Do any lines in the data below contain "that"? If so, copy every one of them.

# START OF Records for this exercise

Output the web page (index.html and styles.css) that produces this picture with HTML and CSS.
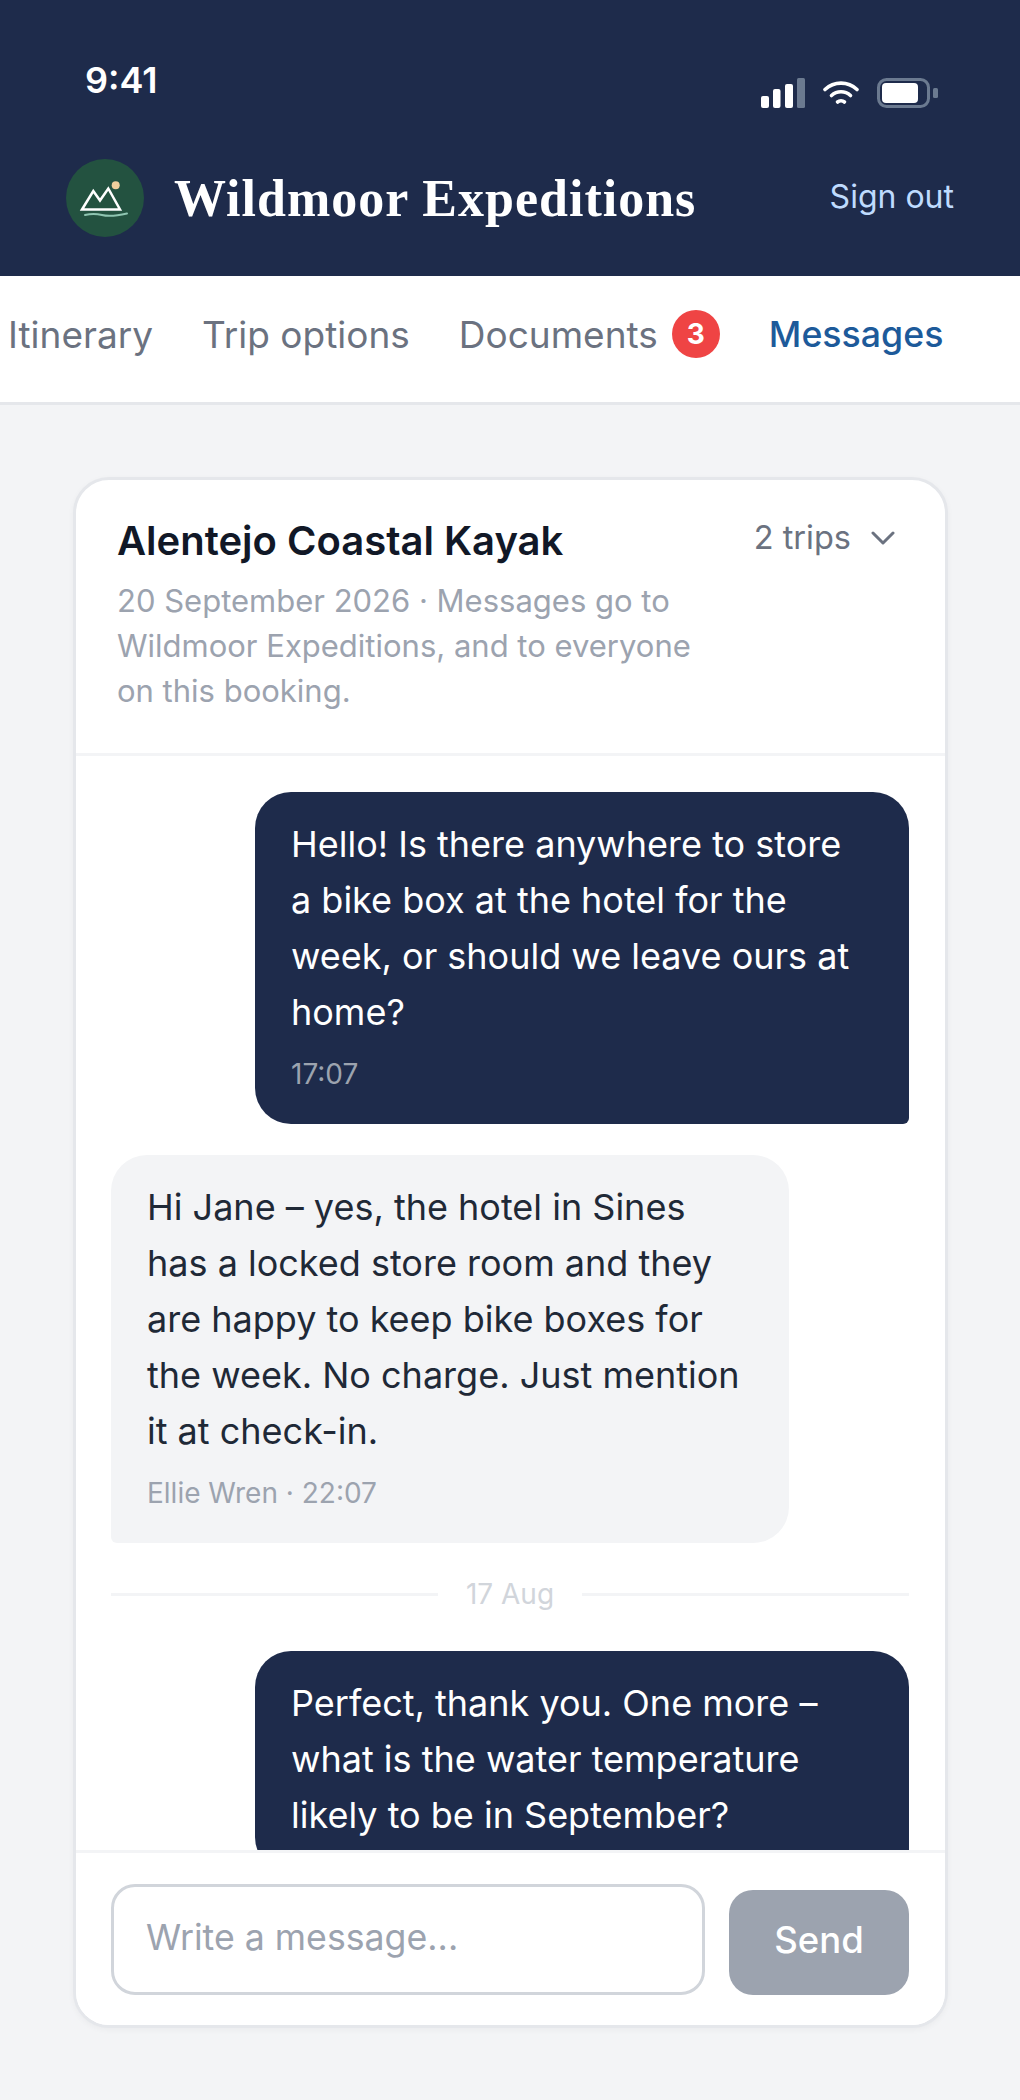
FILE: index.html
```html
<!DOCTYPE html>
<html lang="en">
<head>
  <meta charset="UTF-8">
  <meta name="viewport" content="width=device-width, initial-scale=1.0">
  <title>Messages - Wildmoor Expeditions</title>
  <link rel="stylesheet" href="styles.css">
</head>
<body>
  <header class="top">
    <div class="status">
      <span class="clock">9:41</span>
      <div class="status-icons">
        <svg class="signal" width="44" height="30" viewBox="0 0 44 30">
          <rect x="0" y="18" width="8" height="12" rx="2" fill="#fff"/>
          <rect x="12" y="11" width="7.5" height="19" rx="2" fill="#fff"/>
          <rect x="24" y="6" width="8" height="24" rx="2" fill="#fff"/>
          <rect x="36" y="0" width="8" height="30" rx="1.5" fill="#6b7a90"/>
        </svg>
        <svg class="wifi" width="36" height="24" viewBox="0 0 36 24" fill="none" stroke="#fff" stroke-width="3.6" stroke-linecap="round">
          <path d="M2 8.5C11 0 25 0 34 8.5"/>
          <path d="M8.5 14.5C14 9.5 22 9.5 27.5 14.5"/>
          <path d="M14.5 21C16.5 19.4 19.5 19.4 21.5 21"/>
        </svg>
        <svg class="battery" width="61" height="30" viewBox="0 0 61 30">
          <rect x="1.5" y="1.5" width="50" height="27" rx="8" fill="none" stroke="#6b7a90" stroke-width="3"/>
          <rect x="5" y="5" width="36" height="20" rx="4" fill="#fff"/>
          <rect x="56" y="10" width="5" height="10" rx="1.5" fill="#6b7a90"/>
        </svg>
      </div>
    </div>
    <div class="brand-row">
      <div class="brand">
        <svg class="logo" width="78" height="78" viewBox="0 0 78 78">
          <circle cx="39" cy="39" r="39" fill="#235240"/>
          <path d="M16 50.5L27.3 32L34 41.5L42.3 29.5L54 50.5Z" fill="none" stroke="#fff" stroke-width="2.5" stroke-linejoin="miter"/>
          <circle cx="49.7" cy="26.3" r="4" fill="#f0cf9d"/>
          <path d="M19 56C25 54.5 30 54.5 36 56S50 57 61 54.5" fill="none" stroke="#8fc5b1" stroke-width="2" stroke-linecap="round"/>
        </svg>
        <span class="brand-name">Wildmoor Expeditions</span>
      </div>
      <a class="signout" href="#">Sign out</a>
    </div>
  </header>

  <nav class="tabs">
    <a href="#">Itinerary</a>
    <a href="#">Trip options</a>
    <a href="#" class="has-badge">Documents <span class="badge">3</span></a>
    <a href="#" class="active">Messages</a>
  </nav>

  <main class="page">
    <section class="card">
      <div class="card-head">
        <div class="card-title-row">
          <h2>Alentejo Coastal Kayak</h2>
          <div class="trips">2 trips
            <svg width="24" height="14" viewBox="0 0 24 14" fill="none" stroke="#6b7280" stroke-width="3" stroke-linecap="round" stroke-linejoin="round"><path d="M2 2L12 12L22 2"/></svg>
          </div>
        </div>
        <p class="card-sub">20 September 2026 · Messages go to Wildmoor Expeditions, and to everyone on this booking.</p>
      </div>

      <div class="thread">
        <div class="msg msg-out">
          <p>Hello! Is there anywhere to store a bike box at the hotel for the week, or should we leave ours at home?</p>
          <span class="meta">17:07</span>
        </div>
        <div class="msg msg-in">
          <p>Hi Jane – yes, the hotel in Sines has a locked store room and they are happy to keep bike boxes for the week. No charge. Just mention it at check-in.</p>
          <span class="meta">Ellie Wren · 22:07</span>
        </div>
        <div class="day"><span>17 Aug</span></div>
        <div class="msg msg-out">
          <p>Perfect, thank you. One more – what is the water temperature likely to be in September?</p>
        </div>
      </div>

      <form class="composer">
        <input class="composer-input" type="text" placeholder="Write a message...">
        <button class="send" type="button">Send</button>
      </form>
    </section>
  </main>
</body>
</html>
```

FILE: styles.css
```css
* {
  box-sizing: border-box;
}
html, body {
  margin: 0;
  height: 2100px;
  overflow: hidden;
}
body {
  font-family: Inter, Arial, sans-serif;
  background-color: #f3f4f6;
  color: #111827;
}
.top {
  background-color: #1e2b4b;
  height: 276px;
  padding: 0 66px;
}
.status {
  display: flex;
  justify-content: space-between;
  height: 142px;
  padding: 58px 16px 0 19px;
}
.clock {
  font-weight: 600;
  font-size: 36px;
  line-height: 44px;
  color: #fff;
}
.status-icons {
  display: flex;
  align-items: flex-start;
  gap: 18px;
  padding-top: 20px;
}
.wifi {
  margin-top: 3px;
}
.brand-row {
  display: flex;
  justify-content: space-between;
  align-items: flex-start;
  padding-top: 17px;
}
.brand {
  display: flex;
  align-items: center;
  gap: 30px;
}
.brand-name {
  font-family: "Liberation Serif", serif;
  font-weight: 700;
  font-size: 52px;
  letter-spacing: 1px;
  color: #fff;
}
.signout {
  color: #bfdbfe;
  font-size: 32px;
  line-height: 44px;
  padding-top: 16px;
  text-decoration: none;
}
.tabs {
  display: flex;
  align-items: center;
  gap: 49px;
  height: 129px;
  padding: 0 8px 10px;
  background-color: #fff;
  border-bottom: 3px solid #e5e7eb;
  font-size: 37px;
}
.tabs a {
  color: #6b7280;
  text-decoration: none;
}
.tabs .active {
  color: #1d5a9a;
  font-size: 35.7px;
  font-weight: 500;
}
.has-badge {
  display: flex;
  align-items: center;
  gap: 14px;
}
.badge {
  display: inline-flex;
  justify-content: center;
  align-items: center;
  width: 48px;
  height: 48px;
  border-radius: 50%;
  background-color: #ef4444;
  color: #fff;
  font-size: 28px;
  font-weight: 700;
}
.page {
  padding: 72px 72px 0 73px;
}
.card {
  height: 1551px;
  display: flex;
  flex-direction: column;
  background-color: #fff;
  border: 3px solid #e5e7eb;
  border-radius: 36px;
  box-shadow: 0 2px 6px rgba(0, 0, 0, 0.04);
  overflow: hidden;
}
.card-head {
  height: 276px;
  flex: none;
  padding: 34px 50px 0 41px;
  border-bottom: 3px solid #f3f4f6;
}
.card-title-row {
  display: flex;
  justify-content: space-between;
  align-items: flex-start;
}
h2 {
  margin: 0;
  font-size: 40px;
  line-height: 54px;
  font-weight: 600;
}
.trips {
  display: flex;
  align-items: center;
  gap: 20px;
  padding-top: 2px;
  color: #6b7280;
  font-size: 32.5px;
  line-height: 44px;
}
.card-sub {
  margin: 10px 0 0;
  width: 600px;
  font-size: 31px;
  line-height: 45px;
  color: #9ca3af;
}
.thread {
  flex: 1;
  overflow: hidden;
  padding: 36px 36px 0 35px;
  display: flex;
  flex-direction: column;
  gap: 31px;
}
.msg {
  flex: none;
  padding: 24px 44px 30px 36px;
  font-size: 36px;
  line-height: 56px;
}
.msg p {
  margin: 0;
}
.msg-out {
  align-self: flex-end;
  width: 654px;
  background-color: #1e2b4b;
  color: #fff;
  border-radius: 36px 36px 6px 36px;
}
.msg-in {
  align-self: flex-start;
  width: 678px;
  background-color: #f3f4f6;
  color: #1f2937;
  border-radius: 36px 36px 36px 6px;
}
.meta {
  display: block;
  margin-top: 14px;
  font-size: 28px;
  line-height: 40px;
  color: #9ca3af;
}
.day {
  display: flex;
  flex: none;
  align-items: center;
  gap: 28px;
  margin-bottom: 6px;
  color: #d1d5db;
  font-size: 28px;
  line-height: 40px;
}
.day::before, .day::after {
  content: "";
  flex: 1;
  height: 3px;
  background-color: #f3f4f6;
}
.composer {
  flex: none;
  height: 175px;
  display: flex;
  align-items: flex-end;
  gap: 24px;
  padding: 0 36px 30px 35px;
  background-color: #fff;
  border-top: 3px solid #f3f4f6;
}
.composer-input {
  flex: 1;
  min-width: 0;
  height: 111px;
  padding: 0 32px 6px;
  border: 3px solid #d1d5db;
  border-radius: 24px;
  font-family: inherit;
  font-size: 35.7px;
}
.composer-input::placeholder {
  color: #9ca3af;
}
.send {
  width: 180px;
  height: 105px;
  padding-bottom: 6px;
  border: none;
  border-radius: 24px;
  background-color: #9ca3af;
  color: #fff;
  font-family: inherit;
  font-size: 36.5px;
  font-weight: 500;
}
```
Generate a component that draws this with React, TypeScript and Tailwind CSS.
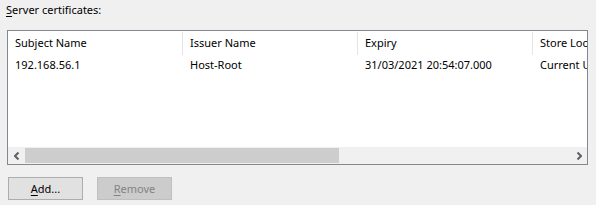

# END OF Records for this exercise

**Right answer**
Output the web page (index.html and styles.css) that produces this picture with HTML and CSS.
Generate a component that draws this with React, TypeScript and Tailwind CSS.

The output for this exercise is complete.